Granted, this was a controlled experiment. Audi didn’t just turn the car loose and say, “go for it!” They trained Robby extensively, first with GPS coordinates of the track, then with two drive-alongs to record the left and right boundaries of the asphalt. From that, Robby knew where the track went left or right, how wide it was, and where the humps, dips, and camber changes were. Sonoma is a hilly racecourse, so vertical elevation plays a bit part in driving it successfully.

Nevertheless, the droid did good. Its best time was 2:02.50, or just over two minutes around the twisty course, with a top speed on the start/finish straight of 114 MPH. Not bad for a street car. (For comparison, the absolute lap record is 1:21, or about 50% quicker, set in a gonzo multimillion-dollar Le Mans prototype racecar-cum-spaceship with ground effects, wings, sticky tires, and a massive engine.)

But like John Henry, steel-driving man Hildebrand beat the machine, turning in a lap time of 1:53.24 – about 8% quicker than his trunk-mounted rival. His top speed was also a bit faster, and, according to observers, he just drove “better.” Robby’s path around the track was geometrically correct, connecting the corners with straight lines and following the shortest possible path. Short, but not quick. Racers like Hildebrand know that the fastest path between two points is a curve, not a straight line. The point, as it were, is to minimize lateral acceleration and maximize tire grip, so smooth curves are better than grid-perfect connect-the-dots. Age and treachery beat out youthful enthusiasm once again.

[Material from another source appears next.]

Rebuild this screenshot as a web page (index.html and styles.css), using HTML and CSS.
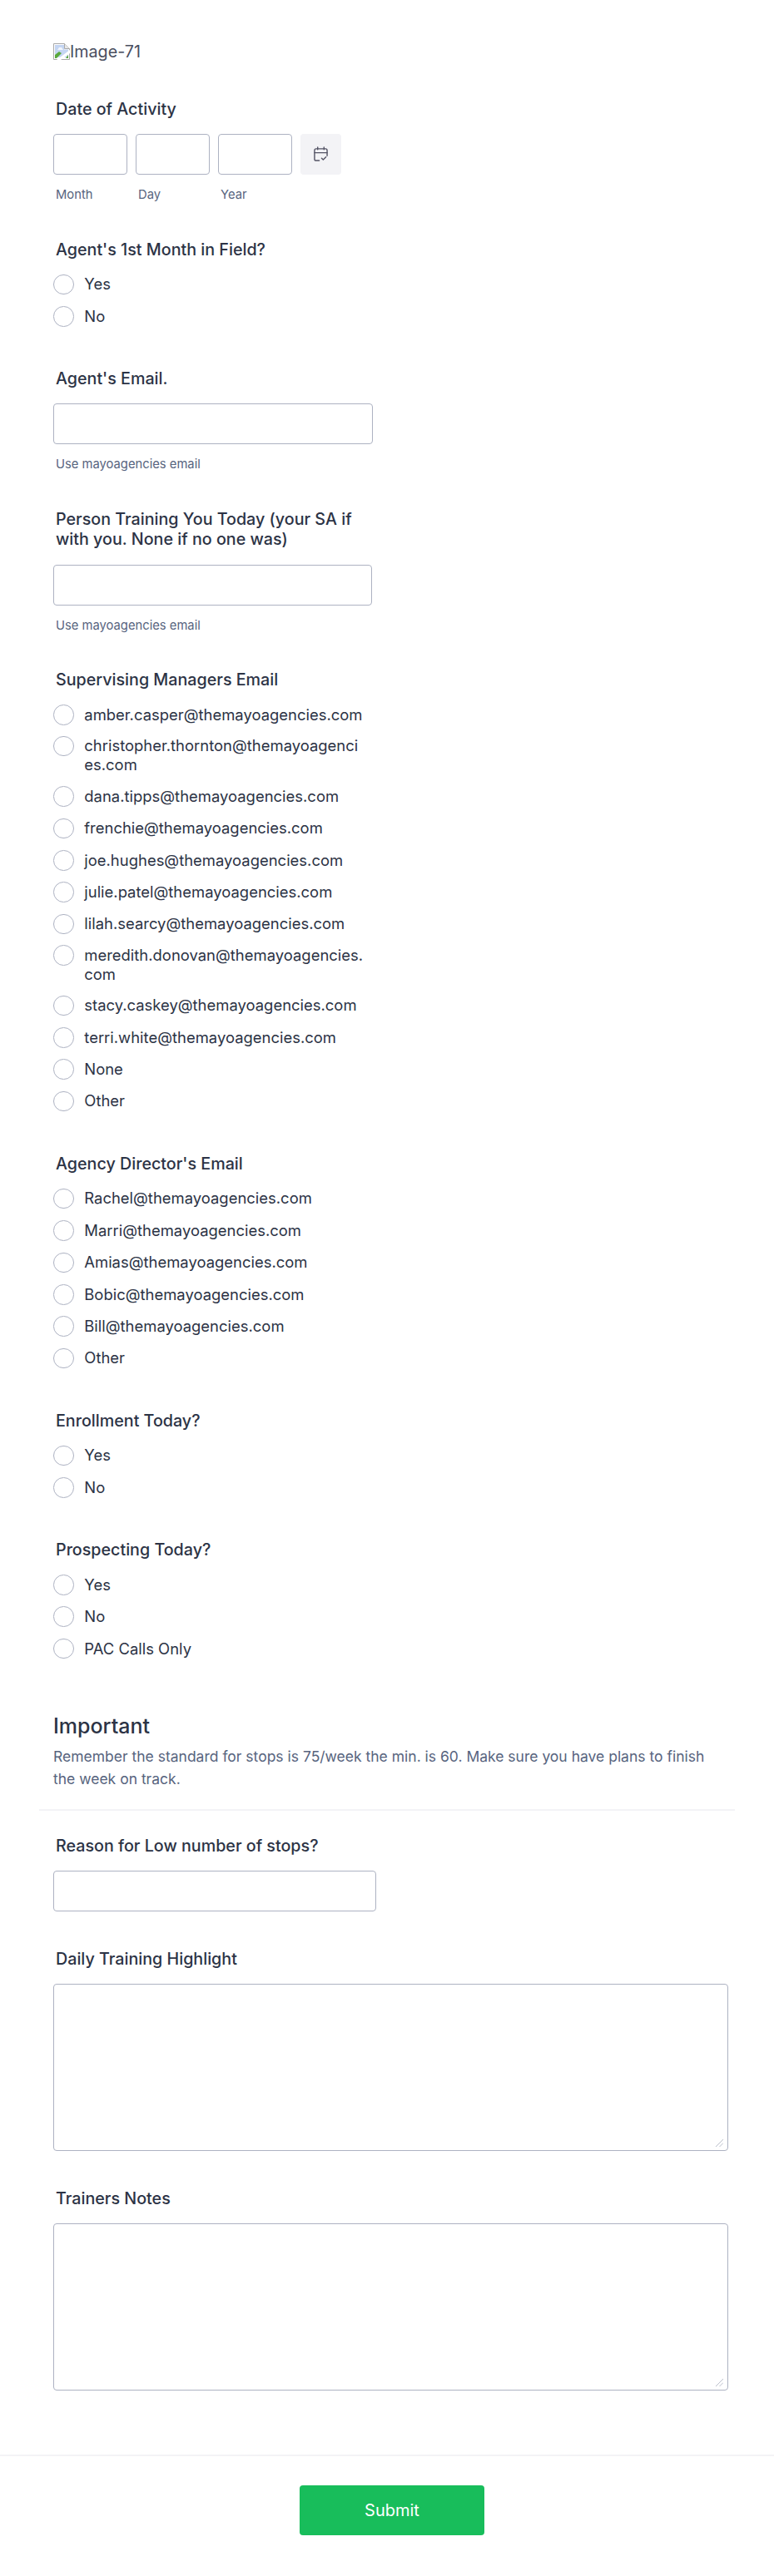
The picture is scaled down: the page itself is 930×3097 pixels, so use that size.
FILE: index.html
```html
<!DOCTYPE html>
<html lang="en">
<head>
<meta charset="utf-8">
<title>Daily Activity</title>
<link rel="stylesheet" href="styles.css">
</head>
<body>
<form class="form">
  <div class="logo">
    <svg class="broken" viewBox="0 0 20 20" width="20" height="20" aria-hidden="true">
      <path d="M.5.5h13l6 6v13H.5z" fill="#fff" stroke="#a9a9a9"/>
      <path d="M13.5.5v6h6" fill="#e8e8e8" stroke="#a9a9a9"/>
      <rect x="2" y="2" width="11" height="15" fill="#c4d5f2"/>
      <rect x="13" y="7.5" width="5" height="9.5" fill="#c4d5f2"/>
      <path d="M5 8l2-3h3l2 3z" fill="#f2f6fc"/>
      <path d="M2 18v-4l5-4 3 2-6 6z" fill="#5aa83c"/>
      <path d="M15 18l3-4v4z" fill="#5aa83c"/>
      <path d="M4 20L20 8v4L9 20z" fill="#fff"/>
    </svg><span>Image-71</span>
  </div>

  <section class="q q-date">
    <label class="label">Date of Activity</label>
    <div class="date-row">
      <div class="date-col"><div class="input"></div><span class="sub">Month</span></div>
      <div class="date-col"><div class="input"></div><span class="sub">Day</span></div>
      <div class="date-col"><div class="input"></div><span class="sub">Year</span></div>
      <div class="cal">
        <svg viewBox="0 0 18 19" width="17" height="18" fill="none" stroke="#545465" stroke-width="1.5" stroke-linecap="round" stroke-linejoin="round" aria-hidden="true">
          <path d="M7 18H3a2 2 0 0 1-2-2V5a2 2 0 0 1 2-2h12a2 2 0 0 1 2 2v7"/>
          <path d="M1 8h16M5 1v3M13 1v3"/>
          <path d="M10 15l2 2 3.500-3.500"/>
        </svg>
      </div>
    </div>
  </section>

  <section class="q q-radio">
    <label class="label">Agent's 1st Month in Field?</label>
    <div class="radio"><i></i><span>Yes</span></div>
    <div class="radio"><i></i><span>No</span></div>
  </section>

  <section class="q q-text">
    <label class="label">Agent's Email.</label>
    <div class="input wide-a"></div>
    <span class="sub">Use mayoagencies email</span>
  </section>

  <section class="q q-text">
    <label class="label narrow">Person Training You Today (your SA if with you. None if no one was)</label>
    <div class="input wide-b"></div>
    <span class="sub">Use mayoagencies email</span>
  </section>

  <section class="q q-radio">
    <label class="label">Supervising Managers Email</label>
    <div class="radio"><i></i><span>amber.casper@themayoagencies.com</span></div>
    <div class="radio two"><i></i><span>christopher.thornton@themayoagencies.com</span></div>
    <div class="radio"><i></i><span>dana.tipps@themayoagencies.com</span></div>
    <div class="radio"><i></i><span>frenchie@themayoagencies.com</span></div>
    <div class="radio"><i></i><span>joe.hughes@themayoagencies.com</span></div>
    <div class="radio"><i></i><span>julie.patel@themayoagencies.com</span></div>
    <div class="radio"><i></i><span>lilah.searcy@themayoagencies.com</span></div>
    <div class="radio two"><i></i><span>meredith.donovan@themayoagencies.com</span></div>
    <div class="radio"><i></i><span>stacy.caskey@themayoagencies.com</span></div>
    <div class="radio"><i></i><span>terri.white@themayoagencies.com</span></div>
    <div class="radio"><i></i><span>None</span></div>
    <div class="radio"><i></i><span>Other</span></div>
  </section>

  <section class="q q-radio">
    <label class="label">Agency Director's Email</label>
    <div class="radio"><i></i><span>Rachel@themayoagencies.com</span></div>
    <div class="radio"><i></i><span>Marri@themayoagencies.com</span></div>
    <div class="radio"><i></i><span>Amias@themayoagencies.com</span></div>
    <div class="radio"><i></i><span>Bobic@themayoagencies.com</span></div>
    <div class="radio"><i></i><span>Bill@themayoagencies.com</span></div>
    <div class="radio"><i></i><span>Other</span></div>
  </section>

  <section class="q q-radio">
    <label class="label">Enrollment Today?</label>
    <div class="radio"><i></i><span>Yes</span></div>
    <div class="radio"><i></i><span>No</span></div>
  </section>

  <section class="q q-radio">
    <label class="label">Prospecting Today?</label>
    <div class="radio"><i></i><span>Yes</span></div>
    <div class="radio"><i></i><span>No</span></div>
    <div class="radio"><i></i><span>PAC Calls Only</span></div>
  </section>

  <header class="head">
    <h2>Important</h2>
    <p>Remember the standard for stops is 75/week the min. is 60. Make sure you have plans to finish the week on track.</p>
  </header>

  <section class="q q-low">
    <label class="label">Reason for Low number of stops?</label>
    <div class="input wide-c"></div>
  </section>

  <section class="q q-low">
    <label class="label">Daily Training Highlight</label>
    <div class="area"><svg class="grip" viewBox="0 0 9 9" width="9" height="9" aria-hidden="true"><path d="M0 9l9-9M4.500 9L9 4.500" stroke="#bcc0cc" stroke-width="1" fill="none"/></svg></div>
  </section>

  <section class="q q-low">
    <label class="label">Trainers Notes</label>
    <div class="area"><svg class="grip" viewBox="0 0 9 9" width="9" height="9" aria-hidden="true"><path d="M0 9l9-9M4.500 9L9 4.500" stroke="#bcc0cc" stroke-width="1" fill="none"/></svg></div>
  </section>

  <footer class="foot">
    <button class="submit" type="button">Submit</button>
  </footer>
</form>
</body>
</html>
```
FILE: styles.css
```css
* { box-sizing: border-box; }
html, body { margin: 0; padding: 0; background: #fff; }
body { font-family: Inter, "Liberation Sans", sans-serif; color: #2c3345; }
.form { width: 930px; height: 3097px; overflow: hidden; padding-top: 50px; }

.logo { display: flex; align-items: center; height: 24px; margin: 0 0 44.7px 64px; font-size: 19.7px; line-height: 24px; color: #4a4f5f; }
.broken { flex: none; }

.q { padding-left: 64px; padding-right: 55px; }
.label { display: block; margin: 0 0 17.6px 3px; font-size: 19.7px; line-height: 24.6px; font-weight: 500; color: #2c3345; }
.narrow { width: 381px; }
.sub { display: block; margin: 15px 0 0 3px; font-size: 14.77px; line-height: 18px; color: #57647e; }

.input { height: 49px; background: #fff; border: 1px solid #adb2c2; border-radius: 4px; }
.wide-a { width: 384px; }
.wide-b { width: 383px; }
.wide-c { width: 388px; }

.q-date, .q-text { margin-bottom: 44.7px; }
.date-row { display: flex; gap: 10px; }
.date-col { width: 89px; }
.cal { display: flex; align-items: center; justify-content: center; width: 49px; height: 49px; border-radius: 4px; background: #f3f3f6; }

.q-radio { margin-bottom: 50.2px; }
.radio { display: flex; gap: 12.7px; width: 375px; margin-bottom: 13.8px; font-size: 18.46px; line-height: 23.3px; color: #2c3345; }
.radio:last-child { margin-bottom: 0; }
.radio i { flex: none; width: 24.6px; height: 24.6px; border: 1px solid #adb2c2; border-radius: 50%; background: #fff; }
.radio span { min-width: 0; padding-top: .65px; overflow-wrap: anywhere; }
.two { margin-top: -1.3px; margin-bottom: 13.5px; }

.head { margin: 66px 47px 30px; padding: 0 17px 23.5px; border-bottom: 2px solid #f3f3f6; }
.head h2 { margin: 0; font-size: 25px; line-height: 30px; font-weight: 500; color: #2c3345; }
.head p { margin: 7.5px 0 0; font-size: 17.5px; line-height: 27px; color: #57647e; }

.q-low { margin-bottom: 45.4px; }
.q-low .label { margin-bottom: 17px; }
.area { position: relative; height: 201px; border: 1px solid #adb2c2; border-radius: 4px; background: #fff; }
.grip { position: absolute; right: 5px; bottom: 4px; }

.foot { display: flex; justify-content: center; margin-top: 77px; padding: 35px 0 0 12px; border-top: 2px solid #f3f3f6; }
.submit { width: 222px; height: 60px; border: 0; border-radius: 4px; background: #18bd5b; color: #fff; font: 400 20px Inter, "Liberation Sans", sans-serif; }
```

Still, the Audi engineers were pleased with the results, as well they should be. The car drove around the freakin’ track (almost) all by itself!  Other versions of Robby have successfully navigated city streets and open highways, even making the 550-mile trip from the California coast to Las Vegas unaided. (Granted, if you’ve made that drive, you know it’s mostly unremarkable desert.)

Audi certainly isn’t alone in this endeavor. Nearly every automaker worth its salt is beavering away on self-driving technology. They all say it’s for safety; that an autonomous car doesn’t fall asleep at the wheel, doesn’t forget to check its blind spot, and doesn’t look down to retrieve a lost pretzel under the seat. All good points, but eliminating those risks (and a thousand other human foibles) doesn’t mean that we’re suddenly driving risk-free. Only that we’ve replaced the old, familiar risks with new, unfamiliar ones. But perhaps more manageable risks, and fewer of them. We’ll see.

Given how lousy some programmers are at performing even rudimentary bug-checking, I worry over the kinds of glitches we’re going to see in future. Back in the 1980s, all sorts of urban myths about cruise control would circulate, usually involving some friend of a friend who mistook it for an autopilot and subsequently ran off the road, hah-hah. What sort of, “Sorry, officer, I didn’t know it would do that” stories are we going to hear in the coming years? 

On the other hand, I’m envious of the engineers and programmers who are working on autonomous vehicles. That’s pretty cool work, combining robotics, machine learning, real-time control, safety, and user interfaces. Almost everything is new and untried. This is one of those inflection points where new vendors (e.g., Google or Apple) could potentially make a mark. Or where the established players can reassert themselves. Maybe Peugeot or Packard will be the big winner in the next decade. I could see riding in the back of an autonomous Duesenberg. Home, Robby.